Newtonian Mechanics and Gravitation
At the heart of classical physics lies Newton's laws of motion, a trio of principles that describe the relationship between a body and the forces acting upon it. These laws explain how forces change an object's velocity and, consequently, its trajectory. Superimposed on this is the phenomenon of gravitation, the invisible pull that gives weight to objects and binds celestial bodies into solar systems. This classical view provides a remarkably accurate description of the macroscopic world, from the trajectory of a thrown spear to the complex dance of the solar system.
The Quantum Revolution: The Subatomic Frontier
As scientists probed deeper into the atomic and subatomic scale, the familiar rules of the classical world broke down, giving rise to the counterintuitive and profoundly strange phenomena of quantum mechanics. Here, particles exhibit wave-like properties, positions are described by probabilities rather than certainties, and actions can become mysteriously linked across vast distances. This realm is not a theoretical curiosity; it is the bedrock of modern technology, explaining the behavior of atoms, molecules, and the fundamental forces that shape matter.

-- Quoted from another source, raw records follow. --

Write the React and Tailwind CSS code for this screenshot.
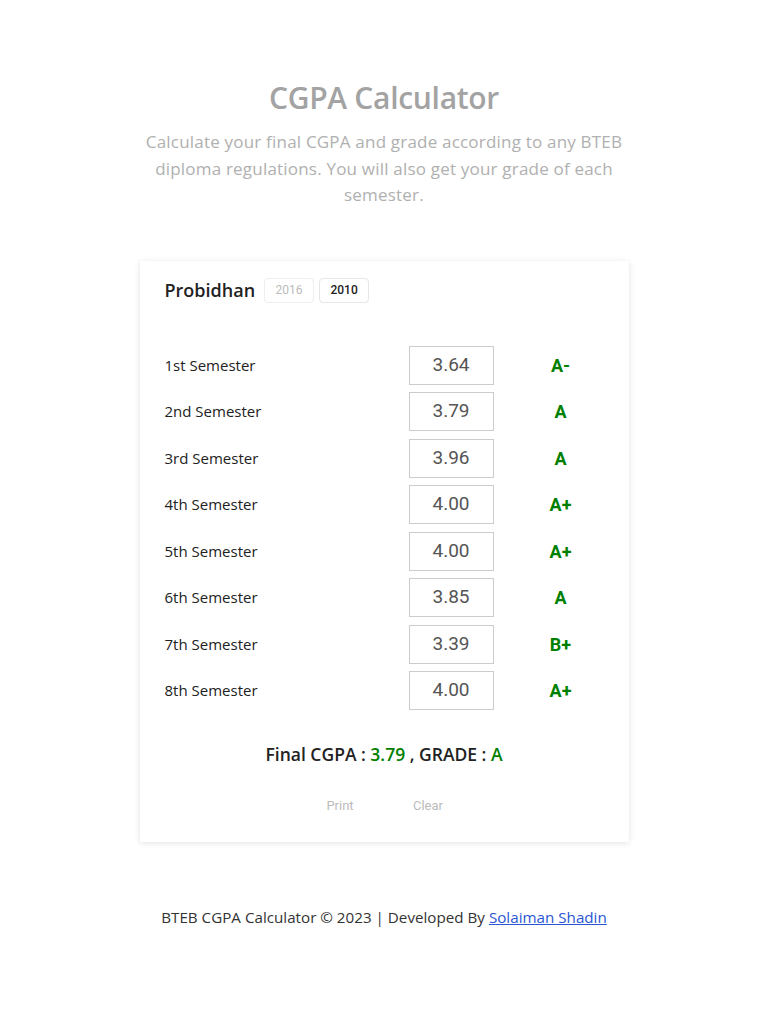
import React from "react";

const rows = [
  ["1st Semester", "3.64", "A-"],
  ["2nd Semester", "3.79", "A"],
  ["3rd Semester", "3.96", "A"],
  ["4th Semester", "4.00", "A+"],
  ["5th Semester", "4.00", "A+"],
  ["6th Semester", "3.85", "A"],
  ["7th Semester", "3.39", "B+"],
  ["8th Semester", "4.00", "A+"],
];

export default function App() {
  return (
    <div className="min-h-[1024px] w-full bg-white font-['Open_Sans',sans-serif]">
      <div className="flex flex-col items-center pt-[74px]">
        <h1 className="text-[30px] leading-[48px] font-semibold text-[#a3a3a3] tracking-[-0.3px]">CGPA Calculator</h1>
        <p className="mt-[7px] w-[500px] text-center text-[17px] leading-[26.5px] text-[#b0b0b0] tracking-[0.2px]">
          Calculate your final CGPA and grade according to any BTEB diploma regulations. You will also get your grade of each semester.
        </p>

        <div className="mt-[52px] w-[489px] bg-white shadow-[0_1px_6px_rgba(0,0,0,0.12)] px-[25px] pt-[17px] pb-[21px]">
          <div className="flex items-center h-[25px]">
            <span className="text-[18px] font-semibold text-[#222] mr-[9px]">Probidhan</span>
            <button className="h-[25px] w-[50px] rounded-[4px] border border-[#eee] text-[12px] text-[#bbb] font-['Roboto',sans-serif]">2016</button>
            <button className="ml-[5px] h-[25px] w-[50px] rounded-[4px] border border-[#e6e6e6] text-[12px] text-[#222] font-medium font-['Roboto',sans-serif]">2010</button>
          </div>

          <div className="mt-[43px] flex flex-col gap-[7.5px]">
            {rows.map(([label, val, grade]) => (
              <div key={label} className="flex items-center h-[39px]">
                <span className="w-[244px] text-[15px] text-[#222]">{label}</span>
                <div className="w-[85px] h-[39px] border border-[#ccc] flex items-center justify-center text-[19px] text-[#555] font-['Roboto',sans-serif]">
                  {val}
                </div>
                <span className="ml-[44px] w-[46px] text-center text-[18px] font-bold text-[#008000] font-['Roboto',sans-serif]">{grade}</span>
              </div>
            ))}
          </div>

          <div className="mt-[31px] text-center text-[17.5px] leading-[27px] font-semibold text-[#222]">
            Final CGPA : <span className="text-[#008000]">3.79</span> , GRADE : <span className="text-[#008000]">A</span>
          </div>

          <div className="mt-[23px] flex justify-center gap-[8px]">
            <button className="w-[80px] h-[30px] text-[13px] text-[#bbb] font-['Roboto',sans-serif]">Print</button>
            <button className="w-[80px] h-[30px] text-[13px] text-[#bbb] font-['Roboto',sans-serif]">Clear</button>
          </div>
        </div>

        <p className="mt-[64px] text-[15.2px] text-[#333]">
          BTEB CGPA Calculator © 2023 | Developed By <a href="#" className="text-[#2a55d4] underline">Solaiman Shadin</a>
        </p>
      </div>
    </div>
  );
}
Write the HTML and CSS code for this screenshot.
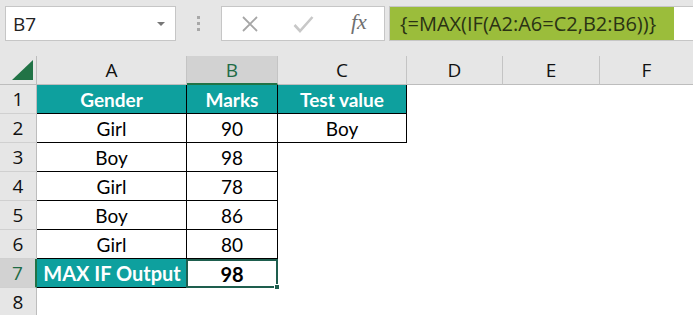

Wave-Particle Duality and Uncertainty
One of the most famous quantum phenomena is wave-particle duality, the concept that entities like electrons and photons exhibit both particle-like and wave-like behavior depending on how we observe them. This challenges our classical notion of a distinct, localized object. Complementing this is the Heisenberg Uncertainty Principle, which places a fundamental limit on our ability to simultaneously know a particle's exact position and momentum. This inherent fuzziness is not a flaw in our instruments but a core feature of the quantum universe.
Fields, Forces, and the Cosmos
Physics does not just describe particles; it describes the fields that permeate space and the forces that arise from them. From the electromagnetic field that holds atoms together to the gravitational field that warps the fabric of spacetime, these fields are the medium through which phenomena interact. Modern physics seeks to unify these forces, exploring how phenomena like gravity, which governs the cosmos, relate to the quantum forces that rule the microscopic world.
Relativity and Spacetime
Einstein's theory of relativity revolutionized our understanding of motion, gravity, and the very nature of spacetime. Special relativity introduced the idea that the laws of physics are constant for all observers and that the speed of light is a universal speed limit, leading to phenomena like time dilation and length contraction. General relativity expanded this further, describing gravity not as a force, but as the curvature of spacetime caused by mass and energy, a phenomenon confirmed by the bending of light around massive objects like the sun.